++++ Data lines ++++

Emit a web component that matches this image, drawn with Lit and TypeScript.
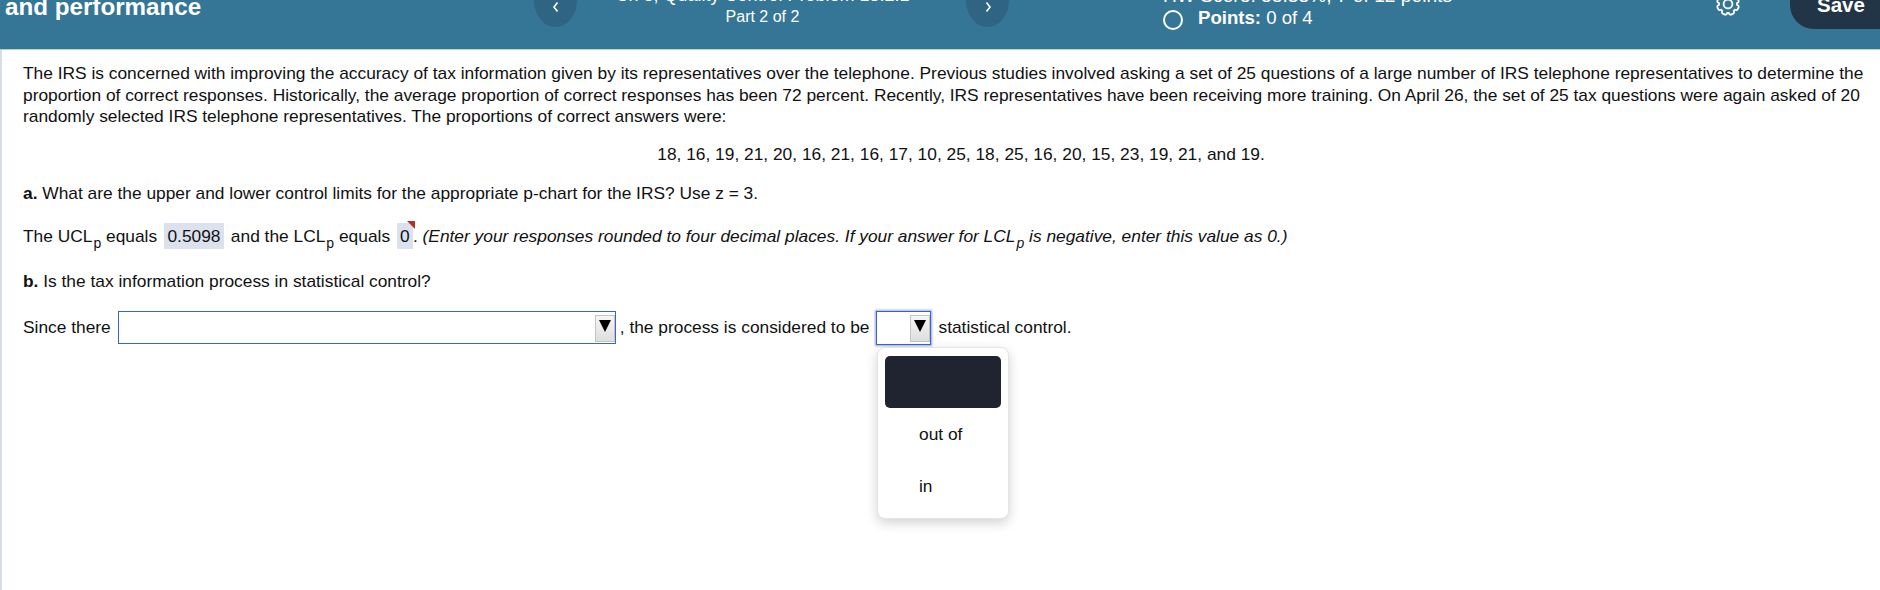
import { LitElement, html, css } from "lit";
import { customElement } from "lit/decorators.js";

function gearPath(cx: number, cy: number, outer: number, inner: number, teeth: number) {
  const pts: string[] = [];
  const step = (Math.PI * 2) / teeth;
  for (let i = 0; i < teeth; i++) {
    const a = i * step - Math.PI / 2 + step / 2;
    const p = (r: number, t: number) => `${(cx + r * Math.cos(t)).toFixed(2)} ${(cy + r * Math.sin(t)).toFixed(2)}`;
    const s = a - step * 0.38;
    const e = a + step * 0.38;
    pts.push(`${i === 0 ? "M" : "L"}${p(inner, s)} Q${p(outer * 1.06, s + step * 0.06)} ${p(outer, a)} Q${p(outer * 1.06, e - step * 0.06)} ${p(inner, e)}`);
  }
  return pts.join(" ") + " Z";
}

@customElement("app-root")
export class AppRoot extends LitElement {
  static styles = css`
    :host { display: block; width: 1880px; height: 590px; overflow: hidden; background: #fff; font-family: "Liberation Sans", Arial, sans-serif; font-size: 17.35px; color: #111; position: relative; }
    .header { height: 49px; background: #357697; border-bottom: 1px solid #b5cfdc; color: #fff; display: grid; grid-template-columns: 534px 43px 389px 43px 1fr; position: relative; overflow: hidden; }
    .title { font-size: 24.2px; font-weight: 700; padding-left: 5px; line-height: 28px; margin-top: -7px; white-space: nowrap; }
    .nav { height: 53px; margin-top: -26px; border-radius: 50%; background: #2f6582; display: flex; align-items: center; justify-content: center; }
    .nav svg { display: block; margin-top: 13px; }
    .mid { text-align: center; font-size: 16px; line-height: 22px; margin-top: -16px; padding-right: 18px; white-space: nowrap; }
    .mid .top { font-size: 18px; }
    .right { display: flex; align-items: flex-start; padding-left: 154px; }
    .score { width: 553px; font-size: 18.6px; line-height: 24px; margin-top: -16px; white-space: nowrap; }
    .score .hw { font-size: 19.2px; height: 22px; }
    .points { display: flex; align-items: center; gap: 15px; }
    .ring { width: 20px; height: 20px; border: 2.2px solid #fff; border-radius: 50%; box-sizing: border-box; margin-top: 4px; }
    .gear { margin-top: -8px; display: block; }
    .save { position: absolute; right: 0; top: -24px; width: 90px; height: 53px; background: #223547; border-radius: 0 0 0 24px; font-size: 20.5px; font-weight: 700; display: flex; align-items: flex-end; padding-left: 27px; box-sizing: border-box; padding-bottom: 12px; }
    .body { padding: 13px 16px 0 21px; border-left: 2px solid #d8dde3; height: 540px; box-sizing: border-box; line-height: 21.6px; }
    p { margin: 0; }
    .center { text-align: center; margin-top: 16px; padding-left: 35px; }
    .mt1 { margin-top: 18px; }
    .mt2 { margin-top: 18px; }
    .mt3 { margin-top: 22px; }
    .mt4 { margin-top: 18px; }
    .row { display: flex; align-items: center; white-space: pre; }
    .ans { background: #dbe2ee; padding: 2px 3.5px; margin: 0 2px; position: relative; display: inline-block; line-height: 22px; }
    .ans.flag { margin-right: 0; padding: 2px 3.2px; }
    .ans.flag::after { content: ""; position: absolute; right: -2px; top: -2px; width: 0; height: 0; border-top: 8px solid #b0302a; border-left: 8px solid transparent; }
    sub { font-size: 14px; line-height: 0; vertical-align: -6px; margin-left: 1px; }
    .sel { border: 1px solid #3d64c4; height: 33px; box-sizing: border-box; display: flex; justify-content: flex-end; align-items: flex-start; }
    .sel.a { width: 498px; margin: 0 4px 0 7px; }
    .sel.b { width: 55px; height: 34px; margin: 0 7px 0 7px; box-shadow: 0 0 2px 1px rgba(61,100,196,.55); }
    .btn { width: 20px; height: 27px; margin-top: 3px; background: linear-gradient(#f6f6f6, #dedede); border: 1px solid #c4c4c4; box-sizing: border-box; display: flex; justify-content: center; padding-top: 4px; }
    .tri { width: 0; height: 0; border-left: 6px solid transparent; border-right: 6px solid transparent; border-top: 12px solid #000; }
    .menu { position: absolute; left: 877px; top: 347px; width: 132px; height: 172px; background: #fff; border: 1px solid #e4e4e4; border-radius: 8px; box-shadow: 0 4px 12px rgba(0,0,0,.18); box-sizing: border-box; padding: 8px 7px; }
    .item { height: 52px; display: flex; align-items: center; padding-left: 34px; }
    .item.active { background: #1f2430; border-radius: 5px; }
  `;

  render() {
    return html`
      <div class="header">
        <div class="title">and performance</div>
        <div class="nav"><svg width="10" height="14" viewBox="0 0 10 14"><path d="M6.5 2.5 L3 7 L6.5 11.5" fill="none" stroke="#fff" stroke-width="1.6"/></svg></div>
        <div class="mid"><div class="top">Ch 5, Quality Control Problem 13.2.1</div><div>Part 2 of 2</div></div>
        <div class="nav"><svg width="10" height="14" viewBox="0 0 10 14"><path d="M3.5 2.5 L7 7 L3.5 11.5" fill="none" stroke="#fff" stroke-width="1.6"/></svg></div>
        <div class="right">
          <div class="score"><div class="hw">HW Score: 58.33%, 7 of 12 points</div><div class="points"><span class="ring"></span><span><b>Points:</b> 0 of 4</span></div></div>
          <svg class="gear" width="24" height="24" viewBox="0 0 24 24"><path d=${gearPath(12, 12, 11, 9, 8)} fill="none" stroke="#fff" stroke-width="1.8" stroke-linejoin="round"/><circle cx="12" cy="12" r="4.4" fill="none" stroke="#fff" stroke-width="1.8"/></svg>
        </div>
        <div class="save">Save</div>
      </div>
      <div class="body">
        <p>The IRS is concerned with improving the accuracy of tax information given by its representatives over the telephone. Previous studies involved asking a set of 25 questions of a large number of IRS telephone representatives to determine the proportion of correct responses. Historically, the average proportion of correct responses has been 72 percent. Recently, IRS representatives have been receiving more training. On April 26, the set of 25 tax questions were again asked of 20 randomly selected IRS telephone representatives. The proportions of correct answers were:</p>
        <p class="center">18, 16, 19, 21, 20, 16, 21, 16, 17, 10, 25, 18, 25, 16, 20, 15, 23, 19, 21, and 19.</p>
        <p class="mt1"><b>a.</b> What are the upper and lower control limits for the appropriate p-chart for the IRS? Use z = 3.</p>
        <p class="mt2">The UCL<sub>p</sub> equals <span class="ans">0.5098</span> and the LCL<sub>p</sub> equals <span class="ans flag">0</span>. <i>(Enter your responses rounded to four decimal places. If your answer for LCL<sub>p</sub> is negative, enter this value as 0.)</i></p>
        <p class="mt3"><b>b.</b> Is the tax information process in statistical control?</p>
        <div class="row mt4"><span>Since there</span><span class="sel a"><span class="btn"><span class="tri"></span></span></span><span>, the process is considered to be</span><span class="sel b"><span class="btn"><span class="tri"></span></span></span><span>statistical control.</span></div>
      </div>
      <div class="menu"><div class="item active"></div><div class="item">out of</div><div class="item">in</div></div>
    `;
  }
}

++++

To be done: Omit every picture, then repeat the remaining data exactly as it appears above.

Expected answer:
Emit a web component that matches this image, drawn with Lit and TypeScript.
import { LitElement, html, css } from "lit";
import { customElement } from "lit/decorators.js";

function gearPath(cx: number, cy: number, outer: number, inner: number, teeth: number) {
  const pts: string[] = [];
  const step = (Math.PI * 2) / teeth;
  for (let i = 0; i < teeth; i++) {
    const a = i * step - Math.PI / 2 + step / 2;
    const p = (r: number, t: number) => `${(cx + r * Math.cos(t)).toFixed(2)} ${(cy + r * Math.sin(t)).toFixed(2)}`;
    const s = a - step * 0.38;
    const e = a + step * 0.38;
    pts.push(`${i === 0 ? "M" : "L"}${p(inner, s)} Q${p(outer * 1.06, s + step * 0.06)} ${p(outer, a)} Q${p(outer * 1.06, e - step * 0.06)} ${p(inner, e)}`);
  }
  return pts.join(" ") + " Z";
}

@customElement("app-root")
export class AppRoot extends LitElement {
  static styles = css`
    :host { display: block; width: 1880px; height: 590px; overflow: hidden; background: #fff; font-family: "Liberation Sans", Arial, sans-serif; font-size: 17.35px; color: #111; position: relative; }
    .header { height: 49px; background: #357697; border-bottom: 1px solid #b5cfdc; color: #fff; display: grid; grid-template-columns: 534px 43px 389px 43px 1fr; position: relative; overflow: hidden; }
    .title { font-size: 24.2px; font-weight: 700; padding-left: 5px; line-height: 28px; margin-top: -7px; white-space: nowrap; }
    .nav { height: 53px; margin-top: -26px; border-radius: 50%; background: #2f6582; display: flex; align-items: center; justify-content: center; }
    .nav svg { display: block; margin-top: 13px; }
    .mid { text-align: center; font-size: 16px; line-height: 22px; margin-top: -16px; padding-right: 18px; white-space: nowrap; }
    .mid .top { font-size: 18px; }
    .right { display: flex; align-items: flex-start; padding-left: 154px; }
    .score { width: 553px; font-size: 18.6px; line-height: 24px; margin-top: -16px; white-space: nowrap; }
    .score .hw { font-size: 19.2px; height: 22px; }
    .points { display: flex; align-items: center; gap: 15px; }
    .ring { width: 20px; height: 20px; border: 2.2px solid #fff; border-radius: 50%; box-sizing: border-box; margin-top: 4px; }
    .gear { margin-top: -8px; display: block; }
    .save { position: absolute; right: 0; top: -24px; width: 90px; height: 53px; background: #223547; border-radius: 0 0 0 24px; font-size: 20.5px; font-weight: 700; display: flex; align-items: flex-end; padding-left: 27px; box-sizing: border-box; padding-bottom: 12px; }
    .body { padding: 13px 16px 0 21px; border-left: 2px solid #d8dde3; height: 540px; box-sizing: border-box; line-height: 21.6px; }
    p { margin: 0; }
    .center { text-align: center; margin-top: 16px; padding-left: 35px; }
    .mt1 { margin-top: 18px; }
    .mt2 { margin-top: 18px; }
    .mt3 { margin-top: 22px; }
    .mt4 { margin-top: 18px; }
    .row { display: flex; align-items: center; white-space: pre; }
    .ans { background: #dbe2ee; padding: 2px 3.5px; margin: 0 2px; position: relative; display: inline-block; line-height: 22px; }
    .ans.flag { margin-right: 0; padding: 2px 3.2px; }
    .ans.flag::after { content: ""; position: absolute; right: -2px; top: -2px; width: 0; height: 0; border-top: 8px solid #b0302a; border-left: 8px solid transparent; }
    sub { font-size: 14px; line-height: 0; vertical-align: -6px; margin-left: 1px; }
    .sel { border: 1px solid #3d64c4; height: 33px; box-sizing: border-box; display: flex; justify-content: flex-end; align-items: flex-start; }
    .sel.a { width: 498px; margin: 0 4px 0 7px; }
    .sel.b { width: 55px; height: 34px; margin: 0 7px 0 7px; box-shadow: 0 0 2px 1px rgba(61,100,196,.55); }
    .btn { width: 20px; height: 27px; margin-top: 3px; background: linear-gradient(#f6f6f6, #dedede); border: 1px solid #c4c4c4; box-sizing: border-box; display: flex; justify-content: center; padding-top: 4px; }
    .tri { width: 0; height: 0; border-left: 6px solid transparent; border-right: 6px solid transparent; border-top: 12px solid #000; }
    .menu { position: absolute; left: 877px; top: 347px; width: 132px; height: 172px; background: #fff; border: 1px solid #e4e4e4; border-radius: 8px; box-shadow: 0 4px 12px rgba(0,0,0,.18); box-sizing: border-box; padding: 8px 7px; }
    .item { height: 52px; display: flex; align-items: center; padding-left: 34px; }
    .item.active { background: #1f2430; border-radius: 5px; }
  `;

  render() {
    return html`
      <div class="header">
        <div class="title">and performance</div>
        <div class="nav"><svg width="10" height="14" viewBox="0 0 10 14"><path d="M6.5 2.5 L3 7 L6.5 11.5" fill="none" stroke="#fff" stroke-width="1.6"/></svg></div>
        <div class="mid"><div class="top">Ch 5, Quality Control Problem 13.2.1</div><div>Part 2 of 2</div></div>
        <div class="nav"><svg width="10" height="14" viewBox="0 0 10 14"><path d="M3.5 2.5 L7 7 L3.5 11.5" fill="none" stroke="#fff" stroke-width="1.6"/></svg></div>
        <div class="right">
          <div class="score"><div class="hw">HW Score: 58.33%, 7 of 12 points</div><div class="points"><span class="ring"></span><span><b>Points:</b> 0 of 4</span></div></div>
          <svg class="gear" width="24" height="24" viewBox="0 0 24 24"><path d=${gearPath(12, 12, 11, 9, 8)} fill="none" stroke="#fff" stroke-width="1.8" stroke-linejoin="round"/><circle cx="12" cy="12" r="4.4" fill="none" stroke="#fff" stroke-width="1.8"/></svg>
        </div>
        <div class="save">Save</div>
      </div>
      <div class="body">
        <p>The IRS is concerned with improving the accuracy of tax information given by its representatives over the telephone. Previous studies involved asking a set of 25 questions of a large number of IRS telephone representatives to determine the proportion of correct responses. Historically, the average proportion of correct responses has been 72 percent. Recently, IRS representatives have been receiving more training. On April 26, the set of 25 tax questions were again asked of 20 randomly selected IRS telephone representatives. The proportions of correct answers were:</p>
        <p class="center">18, 16, 19, 21, 20, 16, 21, 16, 17, 10, 25, 18, 25, 16, 20, 15, 23, 19, 21, and 19.</p>
        <p class="mt1"><b>a.</b> What are the upper and lower control limits for the appropriate p-chart for the IRS? Use z = 3.</p>
        <p class="mt2">The UCL<sub>p</sub> equals <span class="ans">0.5098</span> and the LCL<sub>p</sub> equals <span class="ans flag">0</span>. <i>(Enter your responses rounded to four decimal places. If your answer for LCL<sub>p</sub> is negative, enter this value as 0.)</i></p>
        <p class="mt3"><b>b.</b> Is the tax information process in statistical control?</p>
        <div class="row mt4"><span>Since there</span><span class="sel a"><span class="btn"><span class="tri"></span></span></span><span>, the process is considered to be</span><span class="sel b"><span class="btn"><span class="tri"></span></span></span><span>statistical control.</span></div>
      </div>
      <div class="menu"><div class="item active"></div><div class="item">out of</div><div class="item">in</div></div>
    `;
  }
}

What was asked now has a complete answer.